◆ EXERCISE PROMPT:
Transcribe all of the data exactly. Omit the pictures.

◆ DATA PROVIDED:

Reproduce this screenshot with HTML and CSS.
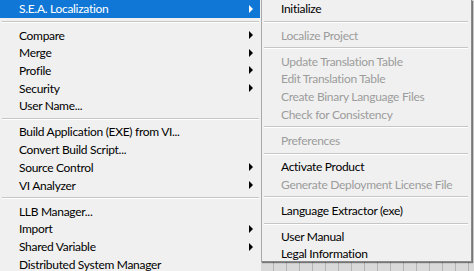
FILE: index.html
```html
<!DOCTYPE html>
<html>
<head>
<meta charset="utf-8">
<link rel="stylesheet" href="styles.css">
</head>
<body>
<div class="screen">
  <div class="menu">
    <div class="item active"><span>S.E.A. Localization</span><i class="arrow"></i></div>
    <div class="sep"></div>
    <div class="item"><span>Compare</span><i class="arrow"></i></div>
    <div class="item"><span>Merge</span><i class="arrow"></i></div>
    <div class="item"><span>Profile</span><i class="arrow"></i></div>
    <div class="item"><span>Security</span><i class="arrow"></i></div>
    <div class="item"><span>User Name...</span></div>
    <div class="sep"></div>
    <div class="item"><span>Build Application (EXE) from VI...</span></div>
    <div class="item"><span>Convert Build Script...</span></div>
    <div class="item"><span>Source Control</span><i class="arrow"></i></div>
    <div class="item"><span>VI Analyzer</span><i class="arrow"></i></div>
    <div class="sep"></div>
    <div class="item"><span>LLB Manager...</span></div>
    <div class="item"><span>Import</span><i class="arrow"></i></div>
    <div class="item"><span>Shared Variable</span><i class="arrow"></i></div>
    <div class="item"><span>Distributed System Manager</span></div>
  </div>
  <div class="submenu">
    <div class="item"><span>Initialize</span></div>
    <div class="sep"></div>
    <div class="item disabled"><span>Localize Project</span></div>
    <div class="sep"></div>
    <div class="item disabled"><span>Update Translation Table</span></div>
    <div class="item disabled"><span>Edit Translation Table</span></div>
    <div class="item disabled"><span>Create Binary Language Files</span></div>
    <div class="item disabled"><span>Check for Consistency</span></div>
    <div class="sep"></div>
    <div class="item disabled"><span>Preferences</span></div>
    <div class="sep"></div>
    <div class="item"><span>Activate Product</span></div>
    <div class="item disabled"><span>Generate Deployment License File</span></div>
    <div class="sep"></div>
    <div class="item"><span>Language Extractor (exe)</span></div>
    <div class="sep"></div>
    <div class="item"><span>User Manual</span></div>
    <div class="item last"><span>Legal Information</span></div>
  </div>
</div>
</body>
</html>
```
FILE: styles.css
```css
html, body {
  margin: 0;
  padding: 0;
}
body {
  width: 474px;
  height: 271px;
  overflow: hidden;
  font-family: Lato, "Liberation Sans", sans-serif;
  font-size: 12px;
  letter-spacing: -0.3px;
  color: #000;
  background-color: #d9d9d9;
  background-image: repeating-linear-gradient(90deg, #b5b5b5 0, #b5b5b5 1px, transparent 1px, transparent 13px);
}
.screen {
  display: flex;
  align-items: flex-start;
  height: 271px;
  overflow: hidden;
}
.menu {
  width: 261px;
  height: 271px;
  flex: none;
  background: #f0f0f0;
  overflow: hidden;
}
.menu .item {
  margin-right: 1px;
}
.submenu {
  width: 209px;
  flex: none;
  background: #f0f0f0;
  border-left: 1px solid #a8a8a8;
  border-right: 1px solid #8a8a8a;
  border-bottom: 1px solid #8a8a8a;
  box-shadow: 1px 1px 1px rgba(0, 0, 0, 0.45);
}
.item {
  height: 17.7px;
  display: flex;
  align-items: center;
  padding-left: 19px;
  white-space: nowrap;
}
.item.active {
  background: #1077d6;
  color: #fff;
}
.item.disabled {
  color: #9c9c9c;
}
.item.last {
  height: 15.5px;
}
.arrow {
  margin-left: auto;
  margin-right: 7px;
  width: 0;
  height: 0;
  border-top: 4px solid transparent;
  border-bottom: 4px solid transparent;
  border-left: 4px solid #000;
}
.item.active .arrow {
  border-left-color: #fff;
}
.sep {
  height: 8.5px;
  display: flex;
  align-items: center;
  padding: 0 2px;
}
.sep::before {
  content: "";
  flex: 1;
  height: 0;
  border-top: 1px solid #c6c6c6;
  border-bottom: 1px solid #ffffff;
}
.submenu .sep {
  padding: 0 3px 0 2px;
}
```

◆ OUTPUT FOR THIS EXERCISE:
Reproduce this screenshot with HTML and CSS.
FILE: index.html
```html
<!DOCTYPE html>
<html>
<head>
<meta charset="utf-8">
<link rel="stylesheet" href="styles.css">
</head>
<body>
<div class="screen">
  <div class="menu">
    <div class="item active"><span>S.E.A. Localization</span><i class="arrow"></i></div>
    <div class="sep"></div>
    <div class="item"><span>Compare</span><i class="arrow"></i></div>
    <div class="item"><span>Merge</span><i class="arrow"></i></div>
    <div class="item"><span>Profile</span><i class="arrow"></i></div>
    <div class="item"><span>Security</span><i class="arrow"></i></div>
    <div class="item"><span>User Name...</span></div>
    <div class="sep"></div>
    <div class="item"><span>Build Application (EXE) from VI...</span></div>
    <div class="item"><span>Convert Build Script...</span></div>
    <div class="item"><span>Source Control</span><i class="arrow"></i></div>
    <div class="item"><span>VI Analyzer</span><i class="arrow"></i></div>
    <div class="sep"></div>
    <div class="item"><span>LLB Manager...</span></div>
    <div class="item"><span>Import</span><i class="arrow"></i></div>
    <div class="item"><span>Shared Variable</span><i class="arrow"></i></div>
    <div class="item"><span>Distributed System Manager</span></div>
  </div>
  <div class="submenu">
    <div class="item"><span>Initialize</span></div>
    <div class="sep"></div>
    <div class="item disabled"><span>Localize Project</span></div>
    <div class="sep"></div>
    <div class="item disabled"><span>Update Translation Table</span></div>
    <div class="item disabled"><span>Edit Translation Table</span></div>
    <div class="item disabled"><span>Create Binary Language Files</span></div>
    <div class="item disabled"><span>Check for Consistency</span></div>
    <div class="sep"></div>
    <div class="item disabled"><span>Preferences</span></div>
    <div class="sep"></div>
    <div class="item"><span>Activate Product</span></div>
    <div class="item disabled"><span>Generate Deployment License File</span></div>
    <div class="sep"></div>
    <div class="item"><span>Language Extractor (exe)</span></div>
    <div class="sep"></div>
    <div class="item"><span>User Manual</span></div>
    <div class="item last"><span>Legal Information</span></div>
  </div>
</div>
</body>
</html>
```
FILE: styles.css
```css
html, body {
  margin: 0;
  padding: 0;
}
body {
  width: 474px;
  height: 271px;
  overflow: hidden;
  font-family: Lato, "Liberation Sans", sans-serif;
  font-size: 12px;
  letter-spacing: -0.3px;
  color: #000;
  background-color: #d9d9d9;
  background-image: repeating-linear-gradient(90deg, #b5b5b5 0, #b5b5b5 1px, transparent 1px, transparent 13px);
}
.screen {
  display: flex;
  align-items: flex-start;
  height: 271px;
  overflow: hidden;
}
.menu {
  width: 261px;
  height: 271px;
  flex: none;
  background: #f0f0f0;
  overflow: hidden;
}
.menu .item {
  margin-right: 1px;
}
.submenu {
  width: 209px;
  flex: none;
  background: #f0f0f0;
  border-left: 1px solid #a8a8a8;
  border-right: 1px solid #8a8a8a;
  border-bottom: 1px solid #8a8a8a;
  box-shadow: 1px 1px 1px rgba(0, 0, 0, 0.45);
}
.item {
  height: 17.7px;
  display: flex;
  align-items: center;
  padding-left: 19px;
  white-space: nowrap;
}
.item.active {
  background: #1077d6;
  color: #fff;
}
.item.disabled {
  color: #9c9c9c;
}
.item.last {
  height: 15.5px;
}
.arrow {
  margin-left: auto;
  margin-right: 7px;
  width: 0;
  height: 0;
  border-top: 4px solid transparent;
  border-bottom: 4px solid transparent;
  border-left: 4px solid #000;
}
.item.active .arrow {
  border-left-color: #fff;
}
.sep {
  height: 8.5px;
  display: flex;
  align-items: center;
  padding: 0 2px;
}
.sep::before {
  content: "";
  flex: 1;
  height: 0;
  border-top: 1px solid #c6c6c6;
  border-bottom: 1px solid #ffffff;
}
.submenu .sep {
  padding: 0 3px 0 2px;
}
```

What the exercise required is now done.